____ RECORDS FOR THIS EXERCISE

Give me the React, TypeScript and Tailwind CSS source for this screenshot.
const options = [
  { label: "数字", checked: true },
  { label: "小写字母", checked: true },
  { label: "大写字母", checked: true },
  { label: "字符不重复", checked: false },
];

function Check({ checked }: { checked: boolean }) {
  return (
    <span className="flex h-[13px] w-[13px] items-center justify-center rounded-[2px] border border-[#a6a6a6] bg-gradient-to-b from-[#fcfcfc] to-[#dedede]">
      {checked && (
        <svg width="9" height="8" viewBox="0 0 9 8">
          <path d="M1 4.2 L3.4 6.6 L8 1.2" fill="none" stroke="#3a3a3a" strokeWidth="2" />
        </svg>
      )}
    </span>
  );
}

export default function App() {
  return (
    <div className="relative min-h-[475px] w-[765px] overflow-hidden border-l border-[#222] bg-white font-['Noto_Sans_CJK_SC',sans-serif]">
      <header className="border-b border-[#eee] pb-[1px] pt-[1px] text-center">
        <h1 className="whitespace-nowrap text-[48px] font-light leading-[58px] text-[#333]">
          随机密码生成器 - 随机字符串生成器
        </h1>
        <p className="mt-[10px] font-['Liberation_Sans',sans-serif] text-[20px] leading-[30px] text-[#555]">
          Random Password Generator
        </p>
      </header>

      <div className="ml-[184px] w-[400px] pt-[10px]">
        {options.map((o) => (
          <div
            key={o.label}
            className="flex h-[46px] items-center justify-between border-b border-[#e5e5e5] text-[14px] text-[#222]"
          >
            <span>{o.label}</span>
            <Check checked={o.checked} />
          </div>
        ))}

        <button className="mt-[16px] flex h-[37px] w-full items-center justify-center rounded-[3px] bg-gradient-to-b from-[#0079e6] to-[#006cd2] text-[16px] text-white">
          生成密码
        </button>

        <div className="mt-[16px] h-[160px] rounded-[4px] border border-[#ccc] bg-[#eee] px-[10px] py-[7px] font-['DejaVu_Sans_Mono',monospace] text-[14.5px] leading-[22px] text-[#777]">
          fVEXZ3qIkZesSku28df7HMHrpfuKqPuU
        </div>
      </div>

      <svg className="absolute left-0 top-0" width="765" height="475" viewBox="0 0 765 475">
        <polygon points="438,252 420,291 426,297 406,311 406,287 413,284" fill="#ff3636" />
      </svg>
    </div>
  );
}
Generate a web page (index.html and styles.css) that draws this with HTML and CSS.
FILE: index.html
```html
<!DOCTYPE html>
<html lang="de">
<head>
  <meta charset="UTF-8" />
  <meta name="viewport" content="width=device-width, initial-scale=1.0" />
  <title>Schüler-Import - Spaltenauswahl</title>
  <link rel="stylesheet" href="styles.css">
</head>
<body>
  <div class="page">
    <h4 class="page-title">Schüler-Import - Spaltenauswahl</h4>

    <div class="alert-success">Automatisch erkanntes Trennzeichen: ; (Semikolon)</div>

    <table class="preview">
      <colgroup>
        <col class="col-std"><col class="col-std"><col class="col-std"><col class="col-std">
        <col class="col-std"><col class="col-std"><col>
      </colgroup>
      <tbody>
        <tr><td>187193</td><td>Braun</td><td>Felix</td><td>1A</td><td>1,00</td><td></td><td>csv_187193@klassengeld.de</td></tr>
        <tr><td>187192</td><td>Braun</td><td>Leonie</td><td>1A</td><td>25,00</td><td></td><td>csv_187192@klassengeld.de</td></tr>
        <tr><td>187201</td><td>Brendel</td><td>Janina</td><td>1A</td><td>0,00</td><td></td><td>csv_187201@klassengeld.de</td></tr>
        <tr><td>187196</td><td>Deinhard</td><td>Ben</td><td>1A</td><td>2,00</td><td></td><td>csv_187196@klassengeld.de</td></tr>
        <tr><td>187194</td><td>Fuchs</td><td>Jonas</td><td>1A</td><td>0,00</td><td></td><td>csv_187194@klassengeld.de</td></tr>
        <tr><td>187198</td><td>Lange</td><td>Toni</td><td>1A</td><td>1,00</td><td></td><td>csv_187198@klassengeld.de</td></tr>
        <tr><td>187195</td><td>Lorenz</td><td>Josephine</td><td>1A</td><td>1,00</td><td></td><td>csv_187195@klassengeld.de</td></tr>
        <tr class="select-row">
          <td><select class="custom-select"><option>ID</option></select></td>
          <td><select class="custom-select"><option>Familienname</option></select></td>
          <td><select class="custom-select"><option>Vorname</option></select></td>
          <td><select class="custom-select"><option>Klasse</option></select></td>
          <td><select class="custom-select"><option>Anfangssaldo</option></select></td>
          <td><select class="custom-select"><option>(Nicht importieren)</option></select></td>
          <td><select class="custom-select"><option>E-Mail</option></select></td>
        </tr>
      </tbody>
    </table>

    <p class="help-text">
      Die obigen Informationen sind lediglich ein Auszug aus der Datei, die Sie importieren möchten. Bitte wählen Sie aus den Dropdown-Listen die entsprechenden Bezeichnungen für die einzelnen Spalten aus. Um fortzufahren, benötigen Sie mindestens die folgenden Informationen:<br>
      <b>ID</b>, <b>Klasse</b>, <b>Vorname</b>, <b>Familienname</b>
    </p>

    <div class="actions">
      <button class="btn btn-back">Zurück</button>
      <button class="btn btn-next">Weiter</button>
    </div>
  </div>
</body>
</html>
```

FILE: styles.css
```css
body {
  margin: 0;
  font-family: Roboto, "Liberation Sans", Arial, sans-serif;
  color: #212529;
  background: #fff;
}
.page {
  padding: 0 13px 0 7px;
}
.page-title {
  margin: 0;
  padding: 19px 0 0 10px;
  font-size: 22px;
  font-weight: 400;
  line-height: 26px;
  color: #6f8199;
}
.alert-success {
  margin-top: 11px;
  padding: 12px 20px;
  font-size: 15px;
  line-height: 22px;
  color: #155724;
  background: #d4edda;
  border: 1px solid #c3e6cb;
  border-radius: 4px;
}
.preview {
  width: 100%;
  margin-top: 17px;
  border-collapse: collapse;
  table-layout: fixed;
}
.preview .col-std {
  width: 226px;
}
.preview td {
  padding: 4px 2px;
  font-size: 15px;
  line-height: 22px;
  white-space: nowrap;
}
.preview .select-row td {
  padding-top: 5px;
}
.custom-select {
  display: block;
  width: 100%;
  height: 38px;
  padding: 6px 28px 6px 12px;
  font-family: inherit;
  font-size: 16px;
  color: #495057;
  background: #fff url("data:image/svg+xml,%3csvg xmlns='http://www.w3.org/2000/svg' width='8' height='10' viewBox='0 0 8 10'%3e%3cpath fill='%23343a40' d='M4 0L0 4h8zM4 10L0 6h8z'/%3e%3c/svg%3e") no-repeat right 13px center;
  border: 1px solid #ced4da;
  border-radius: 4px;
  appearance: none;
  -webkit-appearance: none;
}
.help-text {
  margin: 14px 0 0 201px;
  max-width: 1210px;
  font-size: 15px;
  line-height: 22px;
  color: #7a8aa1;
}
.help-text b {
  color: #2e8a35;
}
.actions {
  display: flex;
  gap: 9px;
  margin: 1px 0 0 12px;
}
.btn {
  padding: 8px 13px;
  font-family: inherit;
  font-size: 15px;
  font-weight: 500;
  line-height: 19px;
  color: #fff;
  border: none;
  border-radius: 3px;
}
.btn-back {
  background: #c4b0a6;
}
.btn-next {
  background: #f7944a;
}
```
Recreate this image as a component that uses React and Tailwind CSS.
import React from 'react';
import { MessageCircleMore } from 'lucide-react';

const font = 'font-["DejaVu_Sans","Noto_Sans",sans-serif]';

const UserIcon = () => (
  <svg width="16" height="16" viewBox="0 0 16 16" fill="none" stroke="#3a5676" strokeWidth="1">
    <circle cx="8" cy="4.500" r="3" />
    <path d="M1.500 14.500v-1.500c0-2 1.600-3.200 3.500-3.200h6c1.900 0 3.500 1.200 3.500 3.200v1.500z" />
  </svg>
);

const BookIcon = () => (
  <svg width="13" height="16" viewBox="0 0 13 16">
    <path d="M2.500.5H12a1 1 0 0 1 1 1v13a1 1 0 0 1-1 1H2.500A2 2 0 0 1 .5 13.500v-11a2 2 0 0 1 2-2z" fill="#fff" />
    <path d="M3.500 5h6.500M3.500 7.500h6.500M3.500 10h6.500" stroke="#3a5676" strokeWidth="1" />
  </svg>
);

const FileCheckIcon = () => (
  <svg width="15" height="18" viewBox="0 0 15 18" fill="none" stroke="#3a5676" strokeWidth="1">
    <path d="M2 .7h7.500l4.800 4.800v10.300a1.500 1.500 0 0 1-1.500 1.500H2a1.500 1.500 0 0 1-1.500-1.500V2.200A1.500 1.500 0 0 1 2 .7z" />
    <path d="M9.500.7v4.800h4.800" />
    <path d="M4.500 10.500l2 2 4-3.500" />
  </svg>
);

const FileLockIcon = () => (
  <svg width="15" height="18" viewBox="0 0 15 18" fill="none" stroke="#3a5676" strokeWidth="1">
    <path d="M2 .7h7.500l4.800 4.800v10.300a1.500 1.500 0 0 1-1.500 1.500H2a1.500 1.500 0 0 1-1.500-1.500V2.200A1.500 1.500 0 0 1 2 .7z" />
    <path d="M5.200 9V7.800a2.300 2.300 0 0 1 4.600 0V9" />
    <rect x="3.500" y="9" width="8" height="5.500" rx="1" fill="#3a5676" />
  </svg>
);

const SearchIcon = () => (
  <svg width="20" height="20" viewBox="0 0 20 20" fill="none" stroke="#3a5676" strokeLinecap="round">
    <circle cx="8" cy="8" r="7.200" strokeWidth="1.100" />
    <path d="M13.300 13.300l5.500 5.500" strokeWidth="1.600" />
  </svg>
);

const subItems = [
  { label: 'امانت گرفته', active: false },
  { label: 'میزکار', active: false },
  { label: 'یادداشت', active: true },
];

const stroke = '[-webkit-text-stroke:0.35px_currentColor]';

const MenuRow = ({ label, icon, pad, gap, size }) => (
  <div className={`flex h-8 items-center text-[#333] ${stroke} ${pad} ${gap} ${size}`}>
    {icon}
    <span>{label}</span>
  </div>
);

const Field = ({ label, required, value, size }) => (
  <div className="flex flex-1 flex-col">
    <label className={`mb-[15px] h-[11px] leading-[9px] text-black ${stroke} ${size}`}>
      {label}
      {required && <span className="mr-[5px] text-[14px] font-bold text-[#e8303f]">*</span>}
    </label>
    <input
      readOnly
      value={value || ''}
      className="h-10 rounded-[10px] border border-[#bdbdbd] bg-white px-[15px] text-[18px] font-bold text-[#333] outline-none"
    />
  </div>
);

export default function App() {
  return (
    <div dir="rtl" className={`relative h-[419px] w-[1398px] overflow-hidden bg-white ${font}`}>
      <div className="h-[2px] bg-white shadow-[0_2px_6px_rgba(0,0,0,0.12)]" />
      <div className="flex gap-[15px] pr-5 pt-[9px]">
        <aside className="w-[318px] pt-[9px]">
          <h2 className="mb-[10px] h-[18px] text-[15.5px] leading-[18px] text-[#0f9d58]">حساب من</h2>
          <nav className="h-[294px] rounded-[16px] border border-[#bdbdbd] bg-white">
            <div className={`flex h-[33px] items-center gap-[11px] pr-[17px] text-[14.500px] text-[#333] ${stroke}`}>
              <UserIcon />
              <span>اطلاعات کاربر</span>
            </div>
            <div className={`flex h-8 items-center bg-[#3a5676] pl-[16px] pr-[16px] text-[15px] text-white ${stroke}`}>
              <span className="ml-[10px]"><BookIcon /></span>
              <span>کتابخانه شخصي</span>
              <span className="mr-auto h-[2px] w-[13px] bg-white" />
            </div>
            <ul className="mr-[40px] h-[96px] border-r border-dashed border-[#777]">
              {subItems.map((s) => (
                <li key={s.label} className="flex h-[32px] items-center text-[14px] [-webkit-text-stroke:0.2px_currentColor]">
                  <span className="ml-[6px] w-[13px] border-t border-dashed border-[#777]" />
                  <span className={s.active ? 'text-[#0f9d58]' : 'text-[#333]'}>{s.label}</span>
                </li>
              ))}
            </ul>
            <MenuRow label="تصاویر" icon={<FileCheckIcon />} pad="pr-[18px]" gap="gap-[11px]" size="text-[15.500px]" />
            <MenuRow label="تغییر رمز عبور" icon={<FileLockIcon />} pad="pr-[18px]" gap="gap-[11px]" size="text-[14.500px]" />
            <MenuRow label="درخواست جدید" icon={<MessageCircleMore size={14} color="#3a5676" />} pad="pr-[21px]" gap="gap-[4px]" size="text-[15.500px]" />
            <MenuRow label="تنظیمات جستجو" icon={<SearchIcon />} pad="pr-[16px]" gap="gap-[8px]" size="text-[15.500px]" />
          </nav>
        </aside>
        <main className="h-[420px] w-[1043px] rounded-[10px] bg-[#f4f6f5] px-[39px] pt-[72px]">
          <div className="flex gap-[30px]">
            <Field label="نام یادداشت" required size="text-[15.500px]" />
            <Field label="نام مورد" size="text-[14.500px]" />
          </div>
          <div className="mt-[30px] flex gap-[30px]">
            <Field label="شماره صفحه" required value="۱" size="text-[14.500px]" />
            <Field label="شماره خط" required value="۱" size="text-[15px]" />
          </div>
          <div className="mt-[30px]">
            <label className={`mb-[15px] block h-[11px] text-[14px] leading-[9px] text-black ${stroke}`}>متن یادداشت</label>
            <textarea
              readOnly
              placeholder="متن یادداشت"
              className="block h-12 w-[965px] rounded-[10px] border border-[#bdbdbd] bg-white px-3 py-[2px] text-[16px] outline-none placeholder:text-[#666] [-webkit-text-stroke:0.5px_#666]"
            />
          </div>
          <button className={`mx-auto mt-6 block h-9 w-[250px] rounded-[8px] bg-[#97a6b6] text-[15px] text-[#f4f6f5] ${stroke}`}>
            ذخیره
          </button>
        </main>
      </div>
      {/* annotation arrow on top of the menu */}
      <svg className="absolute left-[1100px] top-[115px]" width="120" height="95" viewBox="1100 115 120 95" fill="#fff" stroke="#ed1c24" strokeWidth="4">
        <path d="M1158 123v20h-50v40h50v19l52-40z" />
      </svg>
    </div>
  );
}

________

▶ _REQUIRED TASK_:
Gather each line from the entries above that includes the word "Tailwind".

▶ _THE SOLUTION_:
Give me the React, TypeScript and Tailwind CSS source for this screenshot.
Recreate this image as a component that uses React and Tailwind CSS.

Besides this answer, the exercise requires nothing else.